> **REQUIREMENTS**
Report, as a bare number, how many lines of the material below contain the word "styles".

Code that builds pages
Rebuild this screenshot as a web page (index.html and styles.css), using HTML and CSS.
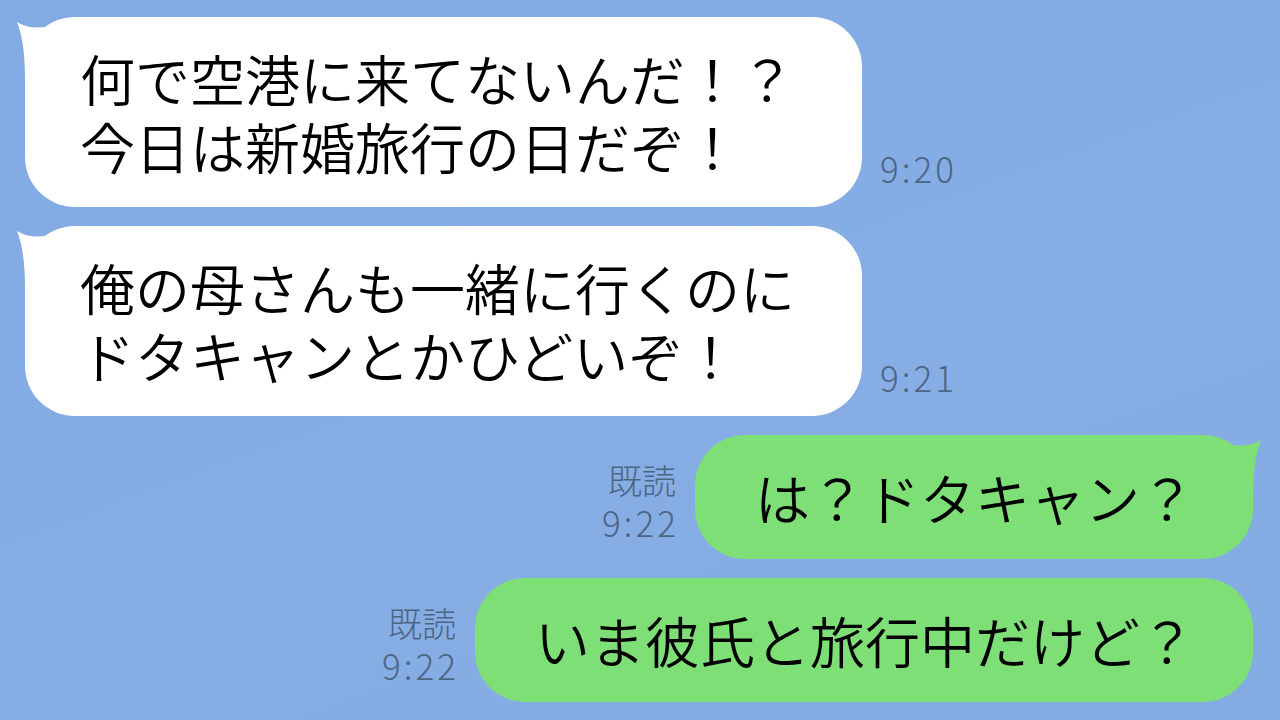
FILE: index.html
```html
<!DOCTYPE html>
<html lang="ja">
<head>
  <meta charset="UTF-8">
  <meta name="viewport" content="width=device-width, initial-scale=1.0">
  <title>トーク</title>
  <link rel="stylesheet" href="styles.css">
</head>
<body>
  <div class="chat">

    <!-- 相手のメッセージ -->
    <div class="row left">
      <div class="bubble white">
        <svg class="tail" viewBox="0 0 70 70" width="70" height="70"><path d="M4 5 C20 15 42 10 62 0 L62 62 L12 62 C12 40 10 20 4 5 Z"/></svg>
        <p>何で空港に来てないんだ！？<br>今日は新婚旅行の日だぞ！</p>
      </div>
      <div class="meta"><span class="time">9:20</span></div>
    </div>

    <div class="row left">
      <div class="bubble white">
        <svg class="tail" viewBox="0 0 70 70" width="70" height="70"><path d="M4 5 C20 15 42 10 62 0 L62 62 L12 62 C12 40 10 20 4 5 Z"/></svg>
        <p>俺の母さんも一緒に行くのに<br>ドタキャンとかひどいぞ！</p>
      </div>
      <div class="meta"><span class="time">9:21</span></div>
    </div>

    <!-- 自分のメッセージ -->
    <div class="row right">
      <div class="meta"><span>既読</span><span class="time">9:22</span></div>
      <div class="bubble green">
        <svg class="tail" viewBox="0 0 70 70" width="70" height="70"><path d="M66 5 C50 15 28 10 8 0 L8 62 L58 62 C58 40 60 20 66 5 Z"/></svg>
        <p>は？ドタキャン？</p>
      </div>
    </div>

    <div class="row right">
      <div class="meta"><span>既読</span><span class="time">9:22</span></div>
      <div class="bubble green">
        <p>いま彼氏と旅行中だけど？</p>
      </div>
    </div>

  </div>
</body>
</html>
```

FILE: styles.css
```css
body {
  margin: 0;
  width: 1280px;
  height: 720px;
  overflow: hidden;
  background: linear-gradient(160deg, #82aae3 0%, #86aee5 55%, #84ace3 100%);
  font-family: "Noto Sans CJK JP", "Noto Sans", sans-serif;
}

.chat {
  display: flex;
  flex-direction: column;
  gap: 19px;
  padding: 17px 27px 0 25px;
}

.row {
  display: flex;
  align-items: flex-end;
  gap: 18px;
}

.row.right {
  justify-content: flex-end;
  gap: 19px;
}

.bubble {
  position: relative;
  border-radius: 50px;
  color: #000;
}

.bubble p {
  position: relative;
  margin: 0;
  font-size: 55px;
  line-height: 68px;
  font-weight: 350;
  white-space: nowrap;
}

.white {
  background: #fff;
  padding: 26px 67px 28px 55px;
}

.green {
  background: #7ddf76;
  padding: 27px 58px 29px 60px;
}

/* しっぽ */
.tail {
  position: absolute;
  top: 0;
}

.white .tail {
  left: -12px;
  fill: #fff;
}

.green .tail {
  right: -12px;
  fill: #7ddf76;
}

.meta {
  display: flex;
  flex-direction: column;
  align-items: flex-end;
  margin-bottom: 16px;
  color: #4d6584;
  font-weight: 300;
  font-size: 34px;
  line-height: 42px;
}

.time {
  font-size: 35px;
  letter-spacing: 3px;
  margin-right: -3px;
}

.left .meta {
  margin-bottom: 18px;
}
```
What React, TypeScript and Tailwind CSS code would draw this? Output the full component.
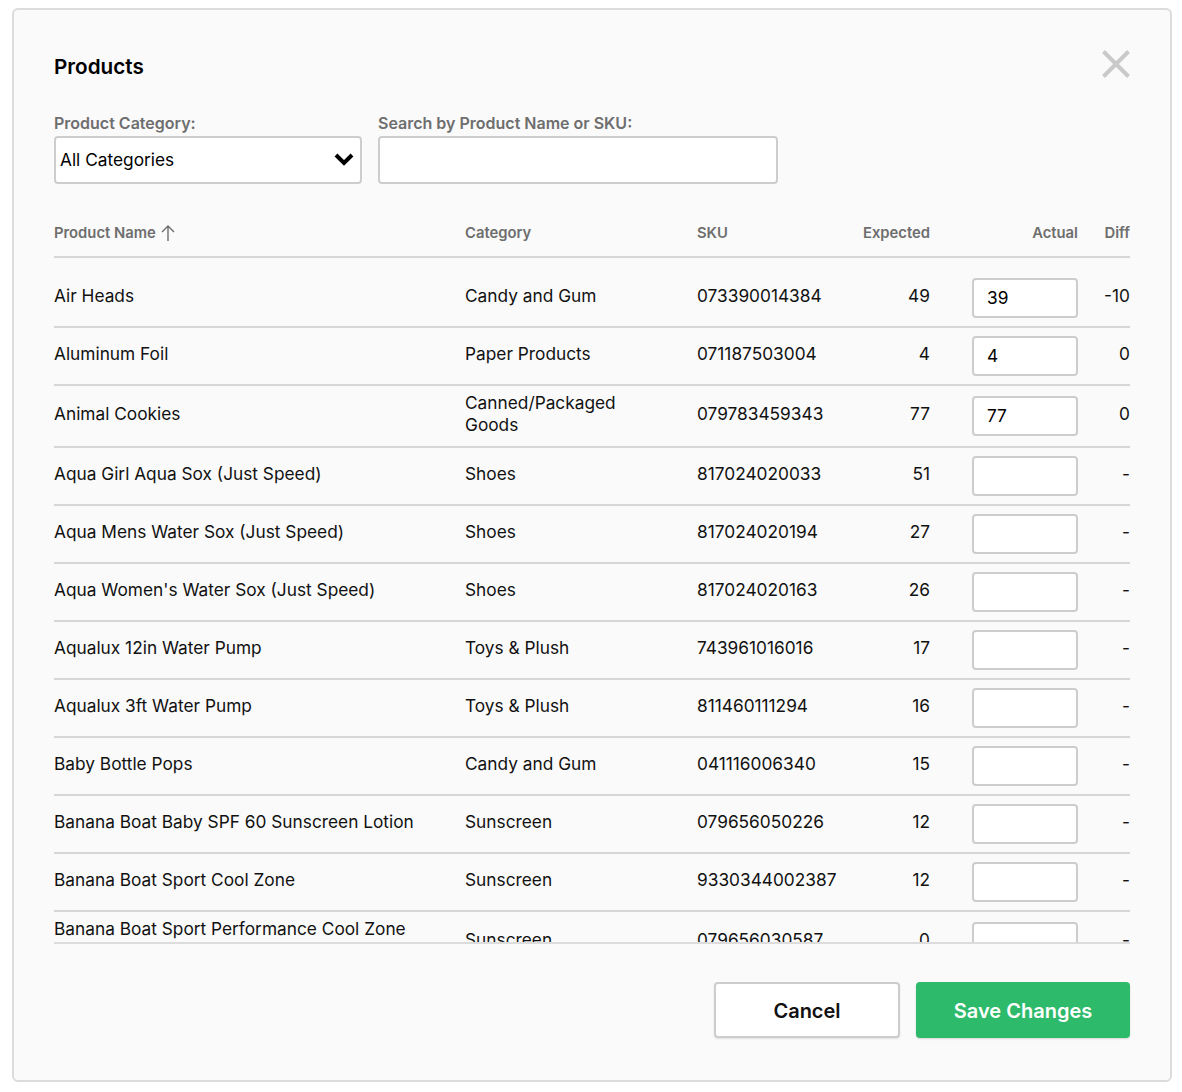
const rows = [
  { name: 'Air Heads', category: 'Candy and Gum', sku: '073390014384', expected: 49, actual: '39', diff: '-10' },
  { name: 'Aluminum Foil', category: 'Paper Products', sku: '071187503004', expected: 4, actual: '4', diff: '0' },
  { name: 'Animal Cookies', category: 'Canned/Packaged Goods', sku: '079783459343', expected: 77, actual: '77', diff: '0' },
  { name: 'Aqua Girl Aqua Sox (Just Speed)', category: 'Shoes', sku: '817024020033', expected: 51, actual: '', diff: '-' },
  { name: 'Aqua Mens Water Sox (Just Speed)', category: 'Shoes', sku: '817024020194', expected: 27, actual: '', diff: '-' },
  { name: "Aqua Women's Water Sox (Just Speed)", category: 'Shoes', sku: '817024020163', expected: 26, actual: '', diff: '-' },
  { name: 'Aqualux 12in Water Pump', category: 'Toys & Plush', sku: '743961016016', expected: 17, actual: '', diff: '-' },
  { name: 'Aqualux 3ft Water Pump', category: 'Toys & Plush', sku: '811460111294', expected: 16, actual: '', diff: '-' },
  { name: 'Baby Bottle Pops', category: 'Candy and Gum', sku: '041116006340', expected: 15, actual: '', diff: '-' },
  { name: 'Banana Boat Baby SPF 60 Sunscreen Lotion', category: 'Sunscreen', sku: '079656050226', expected: 12, actual: '', diff: '-' },
  { name: 'Banana Boat Sport Cool Zone', category: 'Sunscreen', sku: '9330344002387', expected: 12, actual: '', diff: '-' },
  { name: 'Banana Boat Sport Performance Cool Zone Sunscreen Lotion', category: 'Sunscreen', sku: '079656030587', expected: 0, actual: '', diff: '-' },
];

export default function App() {
  return (
    <div className="bg-white min-h-[1092px] pt-2 pl-3 font-['Inter','Liberation_Sans',sans-serif] text-[17.3px] leading-[22px] text-[#111]">
      <div className="w-[1160px] h-[1074px] bg-[#fafafa] border-2 border-[#dcdcdc] rounded-md px-10 pt-10">
        <div className="flex justify-between h-[62px]">
          <h1 className="text-[20.7px] font-semibold leading-[34px] text-black">Products</h1>
          <button className="w-7 h-7 cursor-pointer">
            <svg viewBox="0 0 28 28" className="w-7 h-7 block" fill="none" stroke="#c9c9c9" strokeWidth="4">
              <path d="M1.5 1.5 26.5 26.5M26.5 1.5 1.5 26.5" />
            </svg>
          </button>
        </div>

        <div className="flex gap-4">
          <label className="block w-[308px]">
            <span className="block pb-[2px] text-[16px] leading-[22px] font-semibold text-[#6e6e6e]">Product Category:</span>
            <div className="relative">
              <select className="w-full h-12 appearance-none bg-white border-2 border-[#cdcdcd] rounded pl-1 text-black">
                <option>All Categories</option>
              </select>
              <svg viewBox="0 0 20 13" className="absolute right-[8px] top-[17px] w-5 h-[13px] pointer-events-none" fill="none" stroke="#000" strokeWidth="4">
                <path d="M2 2 10 10 18 2" />
              </svg>
            </div>
          </label>
          <label className="block w-[400px]">
            <span className="block pb-[2px] text-[16px] leading-[22px] font-semibold text-[#6e6e6e]">Search by Product Name or SKU:</span>
            <input className="block w-full h-12 bg-white border-2 border-[#cdcdcd] rounded px-1" />
          </label>
        </div>

        <div className="mt-[35px] h-[725px] overflow-hidden border-b-2 border-[#dcdcdc]">
          <table className="w-[1076px] table-fixed border-collapse">
            <colgroup>
              <col className="w-[411px]" />
              <col className="w-[232px]" />
              <col className="w-[140px]" />
              <col className="w-[93px]" />
              <col className="w-[148px]" />
              <col className="w-[52px]" />
            </colgroup>
            <thead>
              <tr className="border-b-2 border-[#d6d6d6] text-[14.8px] text-[#6e6e6e]">
                <th className="h-[38px] pb-[10px] text-left font-semibold">
                  <span className="inline-flex items-center gap-[5px]">
                    Product Name
                    <svg viewBox="0 0 14 16" className="w-[14px] h-4" fill="none" stroke="#6e6e6e" strokeWidth="1.4">
                      <path d="M7 16V1M1 7l6-6 6 6" />
                    </svg>
                  </span>
                </th>
                <th className="pb-[10px] text-left font-semibold">Category</th>
                <th className="pb-[10px] text-left font-semibold">SKU</th>
                <th className="pb-[10px] text-right font-semibold">Expected</th>
                <th className="pb-[10px] text-right font-semibold">Actual</th>
                <th className="pb-[10px] text-right font-semibold">Diff</th>
              </tr>
            </thead>
            <tbody>
              {rows.map((row, i) => {
                const cell = i === 0 ? 'pt-5 pb-2 align-middle' : 'py-2 align-middle';
                return (
                  <tr key={row.sku} className="border-b-2 border-[#d6d6d6]">
                    <td className={cell + ' pr-4'}><div className="-translate-y-[2px]">{row.name}</div></td>
                    <td className={cell + ' pr-12'}><div className="-translate-y-[2px]">{row.category}</div></td>
                    <td className={cell}><div className="-translate-y-[2px]">{row.sku}</div></td>
                    <td className={cell + ' text-right'}><div className="-translate-y-[2px]">{row.expected}</div></td>
                    <td className={cell + ' text-right'}>
                      <input
                        defaultValue={row.actual}
                        className="inline-block align-middle w-[106px] h-10 pb-[2px] bg-white border-2 border-[#cdcdcd] rounded px-[13px] text-left text-black"
                      />
                    </td>
                    <td className={cell + ' text-right'}><div className="-translate-y-[2px]">{row.diff}</div></td>
                  </tr>
                );
              })}
            </tbody>
          </table>
        </div>

        <div className="flex justify-end gap-4 mt-[38px]">
          <button className="w-[186px] h-14 pt-[2px] bg-white border-2 border-[#cdcdcd] rounded text-[20px] font-semibold text-[#111] cursor-pointer shadow-[0_1px_2px_rgba(0,0,0,0.1)]">
            Cancel
          </button>
          <button className="w-[214px] h-14 pt-[2px] bg-[#2dba6a] rounded text-[20px] font-semibold text-white cursor-pointer shadow-[0_1px_2px_rgba(0,0,0,0.15)]">
            Save Changes
          </button>
        </div>
      </div>
    </div>
  );
}
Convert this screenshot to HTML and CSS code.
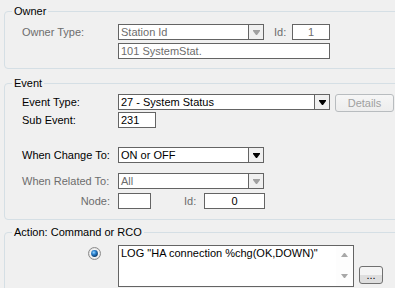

> **COMPLETE RESPONSE**
3